THE BAD: The worst thing about this film, for me personally, was the lightning-fast dialogue. I don’t mind subtitles in the slightest, but they disappeared from the screen very quickly – sometimes before I even finished reading them, and I’m a pretty fast reader. However, I will say that the sense of urgency added authenticity to the scenes of the frantic government ministers trying to figure out how to deal with such massive, unprecedented death and destruction. Not since the atomic bomb has Japan had to dig itself out from under such widespread carnage.

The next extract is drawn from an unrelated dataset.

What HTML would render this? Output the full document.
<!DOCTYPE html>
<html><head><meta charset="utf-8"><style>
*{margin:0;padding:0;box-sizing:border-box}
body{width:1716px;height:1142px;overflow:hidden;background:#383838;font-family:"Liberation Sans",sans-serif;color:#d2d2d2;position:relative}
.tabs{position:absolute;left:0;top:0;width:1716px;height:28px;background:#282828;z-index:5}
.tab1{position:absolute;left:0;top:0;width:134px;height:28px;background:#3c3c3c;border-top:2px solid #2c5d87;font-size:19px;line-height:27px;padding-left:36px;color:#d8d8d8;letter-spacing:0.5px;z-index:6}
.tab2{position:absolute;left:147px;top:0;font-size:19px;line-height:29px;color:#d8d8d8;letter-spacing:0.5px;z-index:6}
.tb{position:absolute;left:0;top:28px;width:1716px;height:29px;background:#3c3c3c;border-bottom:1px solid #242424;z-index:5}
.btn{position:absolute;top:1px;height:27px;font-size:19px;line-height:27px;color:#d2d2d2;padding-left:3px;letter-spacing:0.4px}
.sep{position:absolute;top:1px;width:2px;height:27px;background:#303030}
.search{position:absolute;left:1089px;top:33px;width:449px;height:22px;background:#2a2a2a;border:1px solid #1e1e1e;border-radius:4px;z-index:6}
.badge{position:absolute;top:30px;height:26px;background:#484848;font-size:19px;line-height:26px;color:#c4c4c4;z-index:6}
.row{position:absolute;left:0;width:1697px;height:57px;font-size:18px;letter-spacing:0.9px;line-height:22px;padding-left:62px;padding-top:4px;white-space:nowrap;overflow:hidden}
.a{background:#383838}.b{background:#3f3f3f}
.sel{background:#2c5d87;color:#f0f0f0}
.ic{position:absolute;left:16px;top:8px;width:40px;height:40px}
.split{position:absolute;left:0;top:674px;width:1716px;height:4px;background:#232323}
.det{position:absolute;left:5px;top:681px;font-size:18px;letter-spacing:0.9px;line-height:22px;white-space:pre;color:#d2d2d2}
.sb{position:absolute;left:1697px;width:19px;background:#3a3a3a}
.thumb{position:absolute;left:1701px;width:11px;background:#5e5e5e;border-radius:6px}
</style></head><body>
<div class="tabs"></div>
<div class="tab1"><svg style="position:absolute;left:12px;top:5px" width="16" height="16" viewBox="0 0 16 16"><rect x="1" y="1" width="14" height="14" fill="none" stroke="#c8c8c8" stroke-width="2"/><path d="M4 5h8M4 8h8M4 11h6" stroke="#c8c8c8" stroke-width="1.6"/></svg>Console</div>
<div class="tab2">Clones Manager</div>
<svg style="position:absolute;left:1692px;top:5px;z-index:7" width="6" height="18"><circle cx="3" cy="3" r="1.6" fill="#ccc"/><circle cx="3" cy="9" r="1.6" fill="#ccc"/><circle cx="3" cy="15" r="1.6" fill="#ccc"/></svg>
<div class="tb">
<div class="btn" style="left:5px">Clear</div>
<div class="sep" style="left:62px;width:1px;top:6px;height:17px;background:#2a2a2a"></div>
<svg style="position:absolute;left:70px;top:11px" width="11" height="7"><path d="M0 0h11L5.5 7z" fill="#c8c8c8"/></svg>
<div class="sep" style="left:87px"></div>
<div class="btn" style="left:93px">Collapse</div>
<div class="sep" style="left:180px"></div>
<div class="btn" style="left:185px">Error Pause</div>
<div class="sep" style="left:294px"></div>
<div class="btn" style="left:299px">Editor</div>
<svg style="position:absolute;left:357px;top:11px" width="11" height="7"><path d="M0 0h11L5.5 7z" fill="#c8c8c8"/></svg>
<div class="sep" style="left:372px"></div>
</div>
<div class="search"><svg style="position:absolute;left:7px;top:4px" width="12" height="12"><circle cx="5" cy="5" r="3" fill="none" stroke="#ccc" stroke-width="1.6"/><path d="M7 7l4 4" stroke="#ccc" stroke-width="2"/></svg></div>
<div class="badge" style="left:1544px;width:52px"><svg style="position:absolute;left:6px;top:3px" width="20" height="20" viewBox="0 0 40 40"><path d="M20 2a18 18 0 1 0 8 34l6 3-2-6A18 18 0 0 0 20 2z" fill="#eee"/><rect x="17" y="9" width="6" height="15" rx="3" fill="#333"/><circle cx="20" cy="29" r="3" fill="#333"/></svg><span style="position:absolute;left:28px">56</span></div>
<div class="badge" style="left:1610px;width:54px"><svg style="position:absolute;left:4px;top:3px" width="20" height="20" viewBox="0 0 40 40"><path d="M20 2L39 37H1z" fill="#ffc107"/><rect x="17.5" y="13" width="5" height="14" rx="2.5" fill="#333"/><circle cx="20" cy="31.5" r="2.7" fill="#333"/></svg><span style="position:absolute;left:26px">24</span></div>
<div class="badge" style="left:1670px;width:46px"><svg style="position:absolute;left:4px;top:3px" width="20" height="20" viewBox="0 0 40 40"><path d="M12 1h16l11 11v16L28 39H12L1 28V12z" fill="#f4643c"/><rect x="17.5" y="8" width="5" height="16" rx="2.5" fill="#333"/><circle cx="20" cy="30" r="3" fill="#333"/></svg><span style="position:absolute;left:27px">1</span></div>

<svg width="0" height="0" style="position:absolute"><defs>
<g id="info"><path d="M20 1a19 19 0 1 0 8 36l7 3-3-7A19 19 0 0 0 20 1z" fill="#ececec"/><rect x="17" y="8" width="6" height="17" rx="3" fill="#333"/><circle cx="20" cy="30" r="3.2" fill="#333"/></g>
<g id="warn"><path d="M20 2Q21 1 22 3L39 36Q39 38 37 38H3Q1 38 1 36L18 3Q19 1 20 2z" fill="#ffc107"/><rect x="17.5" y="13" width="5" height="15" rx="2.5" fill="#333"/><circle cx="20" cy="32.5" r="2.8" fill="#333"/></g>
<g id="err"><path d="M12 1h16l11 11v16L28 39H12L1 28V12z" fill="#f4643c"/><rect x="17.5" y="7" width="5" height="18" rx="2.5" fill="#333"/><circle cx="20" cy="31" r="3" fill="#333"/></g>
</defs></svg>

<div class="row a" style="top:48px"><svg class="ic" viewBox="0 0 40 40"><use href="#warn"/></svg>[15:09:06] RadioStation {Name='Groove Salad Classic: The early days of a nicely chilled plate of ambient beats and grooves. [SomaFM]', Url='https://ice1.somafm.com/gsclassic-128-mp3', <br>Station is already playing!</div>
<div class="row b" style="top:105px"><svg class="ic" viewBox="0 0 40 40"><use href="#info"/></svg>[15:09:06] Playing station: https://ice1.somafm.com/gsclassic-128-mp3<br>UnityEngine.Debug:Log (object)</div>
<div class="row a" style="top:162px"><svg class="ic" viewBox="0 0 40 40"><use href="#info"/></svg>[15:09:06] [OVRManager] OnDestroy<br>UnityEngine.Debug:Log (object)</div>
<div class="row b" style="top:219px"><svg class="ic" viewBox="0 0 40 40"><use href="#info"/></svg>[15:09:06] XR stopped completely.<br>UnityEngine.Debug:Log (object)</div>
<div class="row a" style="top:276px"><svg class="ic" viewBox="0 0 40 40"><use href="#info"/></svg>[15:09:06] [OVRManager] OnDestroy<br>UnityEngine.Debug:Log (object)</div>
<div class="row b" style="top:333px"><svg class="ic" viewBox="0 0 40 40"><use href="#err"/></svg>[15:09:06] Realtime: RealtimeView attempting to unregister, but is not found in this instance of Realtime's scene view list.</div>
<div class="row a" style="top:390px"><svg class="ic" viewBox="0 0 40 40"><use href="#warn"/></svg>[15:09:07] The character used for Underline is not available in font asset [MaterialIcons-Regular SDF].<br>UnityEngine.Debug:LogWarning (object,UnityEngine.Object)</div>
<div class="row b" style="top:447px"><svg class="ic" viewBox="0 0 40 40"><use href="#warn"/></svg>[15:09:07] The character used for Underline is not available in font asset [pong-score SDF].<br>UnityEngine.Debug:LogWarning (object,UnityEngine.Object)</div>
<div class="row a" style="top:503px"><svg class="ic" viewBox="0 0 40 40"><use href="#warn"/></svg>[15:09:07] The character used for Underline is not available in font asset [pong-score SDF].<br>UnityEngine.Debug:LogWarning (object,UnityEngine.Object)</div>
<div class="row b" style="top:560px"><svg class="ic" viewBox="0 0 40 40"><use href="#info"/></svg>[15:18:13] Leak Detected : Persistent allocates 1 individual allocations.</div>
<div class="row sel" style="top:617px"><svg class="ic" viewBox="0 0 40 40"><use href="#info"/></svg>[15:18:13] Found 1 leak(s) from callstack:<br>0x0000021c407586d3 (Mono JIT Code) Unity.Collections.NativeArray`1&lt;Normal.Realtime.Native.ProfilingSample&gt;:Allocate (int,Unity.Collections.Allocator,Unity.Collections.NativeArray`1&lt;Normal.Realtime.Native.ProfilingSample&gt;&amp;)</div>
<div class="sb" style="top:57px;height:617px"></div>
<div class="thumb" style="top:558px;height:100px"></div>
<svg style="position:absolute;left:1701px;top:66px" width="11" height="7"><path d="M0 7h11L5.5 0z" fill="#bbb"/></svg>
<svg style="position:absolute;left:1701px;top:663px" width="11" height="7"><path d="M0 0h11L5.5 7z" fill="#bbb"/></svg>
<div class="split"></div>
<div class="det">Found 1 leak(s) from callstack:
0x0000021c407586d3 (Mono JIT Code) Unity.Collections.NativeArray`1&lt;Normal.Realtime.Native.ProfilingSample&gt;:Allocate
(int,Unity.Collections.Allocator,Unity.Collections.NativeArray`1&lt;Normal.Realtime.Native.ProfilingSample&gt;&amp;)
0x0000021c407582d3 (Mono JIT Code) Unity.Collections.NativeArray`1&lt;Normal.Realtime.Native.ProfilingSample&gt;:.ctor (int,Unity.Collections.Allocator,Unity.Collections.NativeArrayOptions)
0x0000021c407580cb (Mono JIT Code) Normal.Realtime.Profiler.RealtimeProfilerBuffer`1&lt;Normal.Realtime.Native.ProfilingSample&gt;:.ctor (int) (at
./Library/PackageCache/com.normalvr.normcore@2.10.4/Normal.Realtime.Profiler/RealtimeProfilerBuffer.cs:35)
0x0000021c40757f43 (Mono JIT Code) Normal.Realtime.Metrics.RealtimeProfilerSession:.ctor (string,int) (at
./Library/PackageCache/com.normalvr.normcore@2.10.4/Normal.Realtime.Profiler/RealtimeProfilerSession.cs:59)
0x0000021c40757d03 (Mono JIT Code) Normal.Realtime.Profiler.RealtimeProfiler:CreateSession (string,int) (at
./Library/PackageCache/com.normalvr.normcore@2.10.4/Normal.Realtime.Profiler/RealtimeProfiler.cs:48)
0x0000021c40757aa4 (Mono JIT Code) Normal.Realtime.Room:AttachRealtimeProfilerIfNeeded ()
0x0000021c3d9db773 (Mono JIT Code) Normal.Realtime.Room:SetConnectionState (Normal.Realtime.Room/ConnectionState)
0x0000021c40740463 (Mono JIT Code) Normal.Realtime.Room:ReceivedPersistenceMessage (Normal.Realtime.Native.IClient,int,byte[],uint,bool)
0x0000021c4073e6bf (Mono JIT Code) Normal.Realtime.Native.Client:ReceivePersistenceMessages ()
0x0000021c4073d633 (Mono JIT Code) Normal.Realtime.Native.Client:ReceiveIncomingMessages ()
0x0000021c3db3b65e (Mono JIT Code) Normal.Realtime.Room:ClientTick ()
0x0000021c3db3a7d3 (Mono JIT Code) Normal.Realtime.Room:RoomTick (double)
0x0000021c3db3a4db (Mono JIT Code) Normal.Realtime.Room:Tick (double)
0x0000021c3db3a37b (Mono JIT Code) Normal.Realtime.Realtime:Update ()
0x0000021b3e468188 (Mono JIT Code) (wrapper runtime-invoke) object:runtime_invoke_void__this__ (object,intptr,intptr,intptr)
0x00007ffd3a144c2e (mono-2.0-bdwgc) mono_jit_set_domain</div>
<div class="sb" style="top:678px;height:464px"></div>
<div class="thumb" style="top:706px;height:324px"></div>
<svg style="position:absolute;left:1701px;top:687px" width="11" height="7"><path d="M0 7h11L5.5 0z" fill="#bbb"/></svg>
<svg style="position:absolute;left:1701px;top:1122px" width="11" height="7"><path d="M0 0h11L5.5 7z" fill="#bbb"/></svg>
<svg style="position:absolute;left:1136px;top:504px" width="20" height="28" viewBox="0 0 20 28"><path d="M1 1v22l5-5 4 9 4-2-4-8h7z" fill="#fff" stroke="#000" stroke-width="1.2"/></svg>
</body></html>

But the government scenes seemed (intentionally, from what I’ve read) to be a satire of red tape and bureaucratic bullshit. It’s almost annoying, seeing an emergency situation get discussed to death and the same permissions requested multiple times before a decision is made. To me, that was the film’s biggest flaw.
THE GOOD: Godzilla himself. Liberties were taken, and as a kaiju aficionado, I’m okay with that. I like that this wasn’t just a rehash. He started with a very different look, and slowly evolved into something more familiar. The best addition to his appearance, I thought, was his skin. Rather than reptilian scales, his skin looked like nothing so much as lava; bright reddish-orange where the magma is still hot, and black where it has begun to cool. His new powers and abilities were jaw-droppingly awesome. And the effects, considering the budget, are very impressive. A combination of animatronics, puppetry, and CGI brought Godzilla to life, as well as the leveled Tokyo. All of the scenes containing him and his destruction were first-rate.
I highly recommend this to all Godzilla fans, and anyone who loves giant monsters in general. You will appreciate the creativity and innovation Toho put into this film.